Liv Moloney and Kerstin Hasse discussed some of the key questions for news media companies to address as they develop a vertical video strategy.

When asked what she would not do again, Moloney said the key is to “just experiment.” Some videos inevitably underperform, but she stressed that these should be treated as learning opportunities. She encouraged teams to analyse what didn’t work — whether the opening was slow or the information unclear — and adjust accordingly.

“If you have a video that doesn’t work, don’t see it as a disaster,” she said. “Just use it to learn what not to do next time. I think that’s really important.”

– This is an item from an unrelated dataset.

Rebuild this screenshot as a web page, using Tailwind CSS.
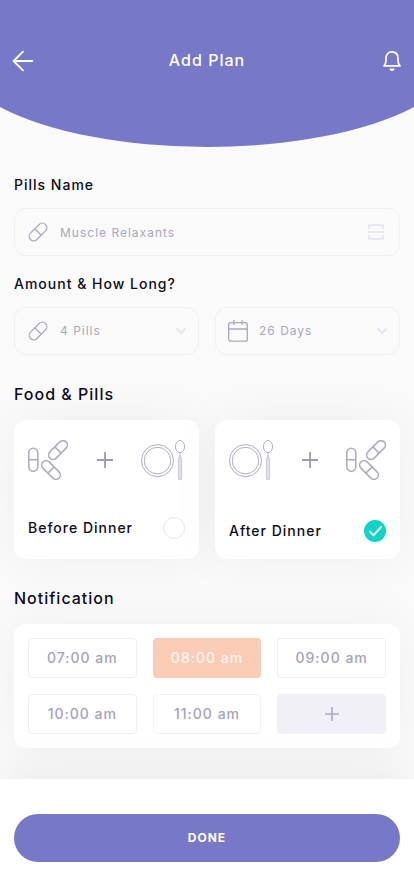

Audience questions then shifted to production details. Asked about video length, Moloney explained most Economist videos now run about three minutes, largely because platform restrictions have eased. Previously, Instagram Reels and YouTube Shorts imposed strict limits, but with those gone, the team can publish the same version across TikTok, Instagram, YouTube Shorts, LinkedIn, and X. This consistency is “a massive lifesaver” because it eliminates the need for multiple edits.

On analytics, she noted the team relies primarily on each platform’s native tools — TikTok, YouTube, Instagram — supplemented by data from their publishing system. Another question addressed whether Insider videos are available in horizontal format, and Moloney confirmed that the long‑form Insider shows are produced in landscape to mirror the “vodcast” trend. At the same time, short promotional clips are cut vertically for social platforms.

Several questions explored how vertical video intersects with subscriptions. Moloney acknowledged not every viewer will subscribe immediately, but argued visibility among younger audiences is essential for long‑term brand familiarity.

She cited examples of videos spreading widely — such as a piece debunking myths about London being unsafe — and noted that journalists have expressed surprise (and excitement) when they learned their own children had watched them on TikTok.

“We know that even if [people aren’t] directly subscribing, this is really important for our brand and that our journalism is reaching people and they know we exist.”